### What the exercise asks
Repeat the entries below exactly as they appear, with no pictures.

(Items from a dataset)
** Start **
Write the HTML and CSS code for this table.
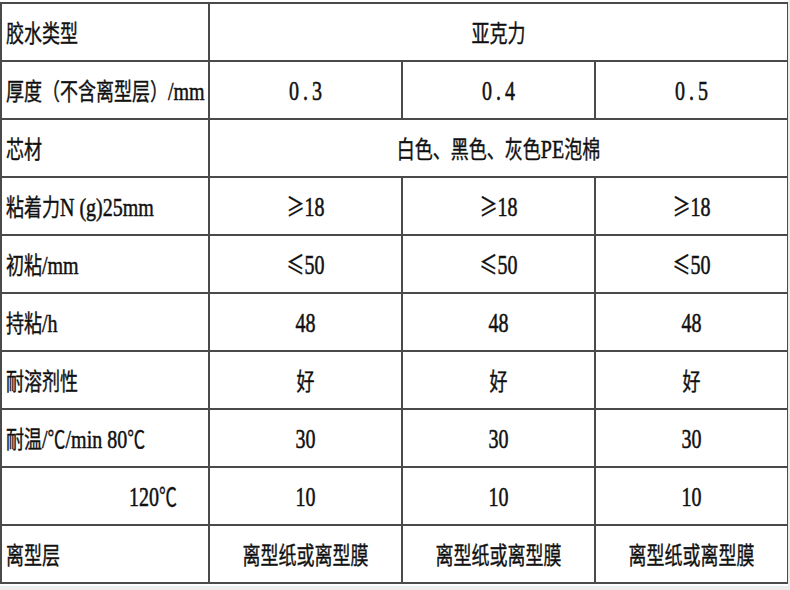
FILE: index.html
```html
<!DOCTYPE html>
<html lang="zh">
<head>
<meta charset="utf-8">
<link rel="stylesheet" href="styles.css">
</head>
<body>
<div class="sheet">
<table class="spec">
  <colgroup>
    <col class="c1"><col class="c2"><col class="c3"><col class="c4">
  </colgroup>
  <tr><td class="lbl"><span class="t">胶水类型</span></td><td colspan="3"><span class="t">亚克力</span></td></tr>
  <tr><td class="lbl"><span class="t">厚度（不含离型层）<span class="lat">/mm</span></span></td><td><span class="t lat num">0.3</span></td><td><span class="t lat num">0.4</span></td><td><span class="t lat num">0.5</span></td></tr>
  <tr><td class="lbl"><span class="t">芯材</span></td><td colspan="3"><span class="t">白色、黑色、灰色<span class="lat">PE</span>泡棉</span></td></tr>
  <tr><td class="lbl"><span class="t">粘着力<span class="lat">N (g)25mm</span></span></td><td><span class="t lat"><span class="sym">≥</span>18</span></td><td><span class="t lat"><span class="sym">≥</span>18</span></td><td><span class="t lat"><span class="sym">≥</span>18</span></td></tr>
  <tr><td class="lbl"><span class="t">初粘<span class="lat">/mm</span></span></td><td><span class="t lat"><span class="sym">≤</span>50</span></td><td><span class="t lat"><span class="sym">≤</span>50</span></td><td><span class="t lat"><span class="sym">≤</span>50</span></td></tr>
  <tr><td class="lbl"><span class="t">持粘<span class="lat">/h</span></span></td><td><span class="t lat">48</span></td><td><span class="t lat">48</span></td><td><span class="t lat">48</span></td></tr>
  <tr><td class="lbl"><span class="t">耐溶剂性</span></td><td><span class="t">好</span></td><td><span class="t">好</span></td><td><span class="t">好</span></td></tr>
  <tr><td class="lbl"><span class="t">耐温<span class="lat">/<span class="sym">℃</span>/min 80<span class="sym">℃</span></span></span></td><td><span class="t lat">30</span></td><td><span class="t lat">30</span></td><td><span class="t lat">30</span></td></tr>
  <tr><td class="lbl"><span class="t lat indent">120<span class="sym">℃</span></span></td><td><span class="t lat">10</span></td><td><span class="t lat">10</span></td><td><span class="t lat">10</span></td></tr>
  <tr><td class="lbl"><span class="t">离型层</span></td><td><span class="t">离型纸或离型膜</span></td><td><span class="t">离型纸或离型膜</span></td><td><span class="t">离型纸或离型膜</span></td></tr>
</table>
</div>
</body>
</html>
```
FILE: styles.css
```css
html, body {
  margin: 0;
  padding: 0;
  background: #ececec;
}
.sheet {
  width: 788px;
  height: 586px;
  background: #ffffff;
  padding-top: 2px;
  box-sizing: border-box;
  overflow: hidden;
}
.spec {
  border-collapse: collapse;
  table-layout: fixed;
  width: 787px;
  font-family: "Noto Sans CJK SC", sans-serif;
  font-size: 18px;
  color: #111;
  -webkit-text-stroke: 0.3px #111;
}
.c1 { width: 208px; }
.c2 { width: 193px; }
.c3 { width: 193px; }
.c4 { width: 193px; }
.spec td {
  border: 2px solid #4a4a4a;
  height: 56px;
  padding: 0;
  text-align: center;
  vertical-align: middle;
  white-space: nowrap;
}
.spec td.lbl {
  text-align: left;
  padding-left: 4px;
}
.t {
  display: inline-block;
  transform: scaleY(1.3);
  transform-origin: center 60%;
  line-height: 20px;
}
.lat {
  font-family: "Liberation Serif", serif;
  font-size: 20px;
  -webkit-text-stroke: 0.4px #111;
}
.t.lat {
  transform: scaleY(1.4);
}
.sym {
  font-family: "Noto Sans CJK SC", sans-serif;
  font-size: 18px;
  -webkit-text-stroke: 0.2px #111;
}
.num {
  letter-spacing: 4px;
  padding-left: 4px;
}
.indent {
  padding-left: 123px;
}
```
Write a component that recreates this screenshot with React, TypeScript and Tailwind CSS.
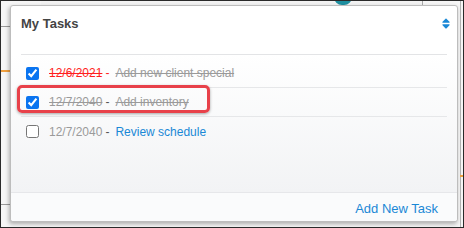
import { FaSort } from 'react-icons/fa';

type Task = {
  id: number;
  date: string;
  title: string;
  done: boolean;
  overdue?: boolean;
  highlighted?: boolean;
};

const tasks: Task[] = [
  { id: 1, date: '12/6/2021', title: 'Add new client special', done: true, overdue: true },
  { id: 2, date: '12/7/2040', title: 'Add inventory', done: true, highlighted: true },
  { id: 3, date: '12/7/2040', title: 'Review schedule', done: false },
];

const TaskRow = ({ task, last }: { task: Task; last: boolean }) => {
  const dateColor = task.done && task.overdue ? 'text-[#ff1f1f]' : 'text-[#9a9a9a]';
  return (
    <li className={`relative flex items-center h-[29px] ${last ? '' : 'border-b border-[#e6e7e9]'}`}>
      <input
        type="checkbox"
        defaultChecked={task.done}
        className="ml-[5px] m-0 w-[13px] h-[13px] accent-[#0a74f0]"
      />
      <span className={`ml-[10px] ${dateColor} ${task.done ? 'line-through' : ''}`}>{task.date}</span>
      <span className={`ml-[3px] ${task.overdue ? 'text-[#ff1f1f]' : 'text-[#555]'}`}>-</span>
      {task.done ? (
        <span className="ml-[6px] text-[#9a9a9a] line-through">{task.title}</span>
      ) : (
        <a href="#" className="ml-[6px] text-[#1a88d6]">{task.title}</a>
      )}
      {/* callout marker over the row */}
      {task.highlighted && (
        <div className="absolute left-[-4px] top-[-3px] w-[193px] h-[28px] rounded-[5px] border-[3px] border-[#e8414a] shadow-[0_1px_3px_rgba(0,0,0,0.35)] pointer-events-none" />
      )}
    </li>
  );
};

export default function App() {
  return (
    <div
      className="relative w-[464px] h-[228px] border border-[#2a2a2a] bg-[#f6f6f6] pl-[9px] pt-[4px] pr-[5px] pb-[5px] overflow-hidden"
      style={{ fontFamily: '"Liberation Sans", Arial, sans-serif' }}
    >
      {/* bits of the page behind the panel */}
      <div className="absolute left-0 top-[25px] w-[10px] h-px bg-[#9a9a9a]" />
      <div className="absolute left-0 top-[69px] w-[9px] h-[2px] bg-[#f0a040]" />
      <div className="absolute left-0 top-[203px] w-[10px] h-px bg-[#9a9a9a]" />
      <div className="absolute left-[40px] top-0 w-[382px] h-[5px] border-b border-r border-[#a8a8a8] bg-[#f3f3f3]" />
      <div className="absolute left-[333px] top-[-12px] w-[18px] h-[16px] rounded-full bg-[#1e8fa0]" />
      <div className="absolute right-[2px] top-0 w-px h-full bg-[#b5b5b5]" />
      <div className="absolute right-0 top-[174px] w-[3px] h-[2px] bg-[#f0a040]" />

      <div className="relative flex flex-col h-full rounded-[3px] border border-[#bdbdbd] bg-white shadow-[-1px_2px_4px_rgba(0,0,0,0.3)]">
        <div className="flex items-start justify-between h-[48px] pl-[10px] pr-[6px] pt-[10px]">
          <h2 className="text-[13px] leading-[16px] font-bold text-[#444]">My Tasks</h2>
          <FaSort className="mt-[1px] w-[10px] h-[13px] text-[#1a88d6]" />
        </div>

        <div className="flex-1 px-[10px] bg-gradient-to-b from-white to-[#f2f3f5]">
          <ul className="border-t border-[#e3e4e6] pt-[4px] text-[12px] leading-[14px]">
            {tasks.map((t, i) => (
              <TaskRow key={t.id} task={t} last={i === tasks.length - 1} />
            ))}
          </ul>
        </div>

        <div className="flex items-center justify-end h-[29px] pr-[19px] pt-[3px] border-t border-[#e6e7ea] bg-[#fafbfc] rounded-b-[3px]">
          <a href="#" className="text-[13px] text-[#1a88d6]">Add New Task</a>
        </div>
      </div>
    </div>
  );
}
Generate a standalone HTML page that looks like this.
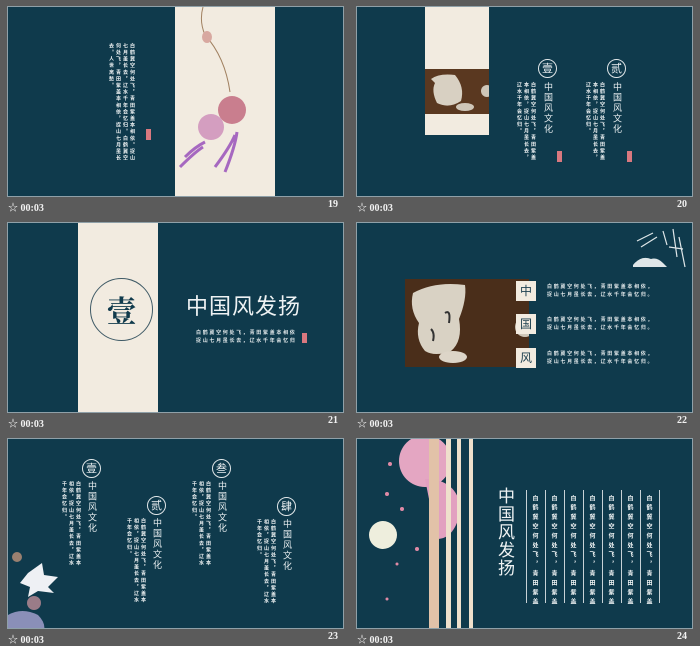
** End **
### Exercise output
Write the HTML and CSS code for this table.
FILE: index.html
```html
<!DOCTYPE html>
<html lang="zh">
<head>
<meta charset="utf-8">
<link rel="stylesheet" href="styles.css">
</head>
<body>
<div class="sheet">
<table class="spec">
  <colgroup>
    <col class="c1"><col class="c2"><col class="c3"><col class="c4">
  </colgroup>
  <tr><td class="lbl"><span class="t">胶水类型</span></td><td colspan="3"><span class="t">亚克力</span></td></tr>
  <tr><td class="lbl"><span class="t">厚度（不含离型层）<span class="lat">/mm</span></span></td><td><span class="t lat num">0.3</span></td><td><span class="t lat num">0.4</span></td><td><span class="t lat num">0.5</span></td></tr>
  <tr><td class="lbl"><span class="t">芯材</span></td><td colspan="3"><span class="t">白色、黑色、灰色<span class="lat">PE</span>泡棉</span></td></tr>
  <tr><td class="lbl"><span class="t">粘着力<span class="lat">N (g)25mm</span></span></td><td><span class="t lat"><span class="sym">≥</span>18</span></td><td><span class="t lat"><span class="sym">≥</span>18</span></td><td><span class="t lat"><span class="sym">≥</span>18</span></td></tr>
  <tr><td class="lbl"><span class="t">初粘<span class="lat">/mm</span></span></td><td><span class="t lat"><span class="sym">≤</span>50</span></td><td><span class="t lat"><span class="sym">≤</span>50</span></td><td><span class="t lat"><span class="sym">≤</span>50</span></td></tr>
  <tr><td class="lbl"><span class="t">持粘<span class="lat">/h</span></span></td><td><span class="t lat">48</span></td><td><span class="t lat">48</span></td><td><span class="t lat">48</span></td></tr>
  <tr><td class="lbl"><span class="t">耐溶剂性</span></td><td><span class="t">好</span></td><td><span class="t">好</span></td><td><span class="t">好</span></td></tr>
  <tr><td class="lbl"><span class="t">耐温<span class="lat">/<span class="sym">℃</span>/min 80<span class="sym">℃</span></span></span></td><td><span class="t lat">30</span></td><td><span class="t lat">30</span></td><td><span class="t lat">30</span></td></tr>
  <tr><td class="lbl"><span class="t lat indent">120<span class="sym">℃</span></span></td><td><span class="t lat">10</span></td><td><span class="t lat">10</span></td><td><span class="t lat">10</span></td></tr>
  <tr><td class="lbl"><span class="t">离型层</span></td><td><span class="t">离型纸或离型膜</span></td><td><span class="t">离型纸或离型膜</span></td><td><span class="t">离型纸或离型膜</span></td></tr>
</table>
</div>
</body>
</html>
```
FILE: styles.css
```css
html, body {
  margin: 0;
  padding: 0;
  background: #ececec;
}
.sheet {
  width: 788px;
  height: 586px;
  background: #ffffff;
  padding-top: 2px;
  box-sizing: border-box;
  overflow: hidden;
}
.spec {
  border-collapse: collapse;
  table-layout: fixed;
  width: 787px;
  font-family: "Noto Sans CJK SC", sans-serif;
  font-size: 18px;
  color: #111;
  -webkit-text-stroke: 0.3px #111;
}
.c1 { width: 208px; }
.c2 { width: 193px; }
.c3 { width: 193px; }
.c4 { width: 193px; }
.spec td {
  border: 2px solid #4a4a4a;
  height: 56px;
  padding: 0;
  text-align: center;
  vertical-align: middle;
  white-space: nowrap;
}
.spec td.lbl {
  text-align: left;
  padding-left: 4px;
}
.t {
  display: inline-block;
  transform: scaleY(1.3);
  transform-origin: center 60%;
  line-height: 20px;
}
.lat {
  font-family: "Liberation Serif", serif;
  font-size: 20px;
  -webkit-text-stroke: 0.4px #111;
}
.t.lat {
  transform: scaleY(1.4);
}
.sym {
  font-family: "Noto Sans CJK SC", sans-serif;
  font-size: 18px;
  -webkit-text-stroke: 0.2px #111;
}
.num {
  letter-spacing: 4px;
  padding-left: 4px;
}
.indent {
  padding-left: 123px;
}
```
Write a component that recreates this screenshot with React, TypeScript and Tailwind CSS.
import { FaSort } from 'react-icons/fa';

type Task = {
  id: number;
  date: string;
  title: string;
  done: boolean;
  overdue?: boolean;
  highlighted?: boolean;
};

const tasks: Task[] = [
  { id: 1, date: '12/6/2021', title: 'Add new client special', done: true, overdue: true },
  { id: 2, date: '12/7/2040', title: 'Add inventory', done: true, highlighted: true },
  { id: 3, date: '12/7/2040', title: 'Review schedule', done: false },
];

const TaskRow = ({ task, last }: { task: Task; last: boolean }) => {
  const dateColor = task.done && task.overdue ? 'text-[#ff1f1f]' : 'text-[#9a9a9a]';
  return (
    <li className={`relative flex items-center h-[29px] ${last ? '' : 'border-b border-[#e6e7e9]'}`}>
      <input
        type="checkbox"
        defaultChecked={task.done}
        className="ml-[5px] m-0 w-[13px] h-[13px] accent-[#0a74f0]"
      />
      <span className={`ml-[10px] ${dateColor} ${task.done ? 'line-through' : ''}`}>{task.date}</span>
      <span className={`ml-[3px] ${task.overdue ? 'text-[#ff1f1f]' : 'text-[#555]'}`}>-</span>
      {task.done ? (
        <span className="ml-[6px] text-[#9a9a9a] line-through">{task.title}</span>
      ) : (
        <a href="#" className="ml-[6px] text-[#1a88d6]">{task.title}</a>
      )}
      {/* callout marker over the row */}
      {task.highlighted && (
        <div className="absolute left-[-4px] top-[-3px] w-[193px] h-[28px] rounded-[5px] border-[3px] border-[#e8414a] shadow-[0_1px_3px_rgba(0,0,0,0.35)] pointer-events-none" />
      )}
    </li>
  );
};

export default function App() {
  return (
    <div
      className="relative w-[464px] h-[228px] border border-[#2a2a2a] bg-[#f6f6f6] pl-[9px] pt-[4px] pr-[5px] pb-[5px] overflow-hidden"
      style={{ fontFamily: '"Liberation Sans", Arial, sans-serif' }}
    >
      {/* bits of the page behind the panel */}
      <div className="absolute left-0 top-[25px] w-[10px] h-px bg-[#9a9a9a]" />
      <div className="absolute left-0 top-[69px] w-[9px] h-[2px] bg-[#f0a040]" />
      <div className="absolute left-0 top-[203px] w-[10px] h-px bg-[#9a9a9a]" />
      <div className="absolute left-[40px] top-0 w-[382px] h-[5px] border-b border-r border-[#a8a8a8] bg-[#f3f3f3]" />
      <div className="absolute left-[333px] top-[-12px] w-[18px] h-[16px] rounded-full bg-[#1e8fa0]" />
      <div className="absolute right-[2px] top-0 w-px h-full bg-[#b5b5b5]" />
      <div className="absolute right-0 top-[174px] w-[3px] h-[2px] bg-[#f0a040]" />

      <div className="relative flex flex-col h-full rounded-[3px] border border-[#bdbdbd] bg-white shadow-[-1px_2px_4px_rgba(0,0,0,0.3)]">
        <div className="flex items-start justify-between h-[48px] pl-[10px] pr-[6px] pt-[10px]">
          <h2 className="text-[13px] leading-[16px] font-bold text-[#444]">My Tasks</h2>
          <FaSort className="mt-[1px] w-[10px] h-[13px] text-[#1a88d6]" />
        </div>

        <div className="flex-1 px-[10px] bg-gradient-to-b from-white to-[#f2f3f5]">
          <ul className="border-t border-[#e3e4e6] pt-[4px] text-[12px] leading-[14px]">
            {tasks.map((t, i) => (
              <TaskRow key={t.id} task={t} last={i === tasks.length - 1} />
            ))}
          </ul>
        </div>

        <div className="flex items-center justify-end h-[29px] pr-[19px] pt-[3px] border-t border-[#e6e7ea] bg-[#fafbfc] rounded-b-[3px]">
          <a href="#" className="text-[13px] text-[#1a88d6]">Add New Task</a>
        </div>
      </div>
    </div>
  );
}
Generate a standalone HTML page that looks like this.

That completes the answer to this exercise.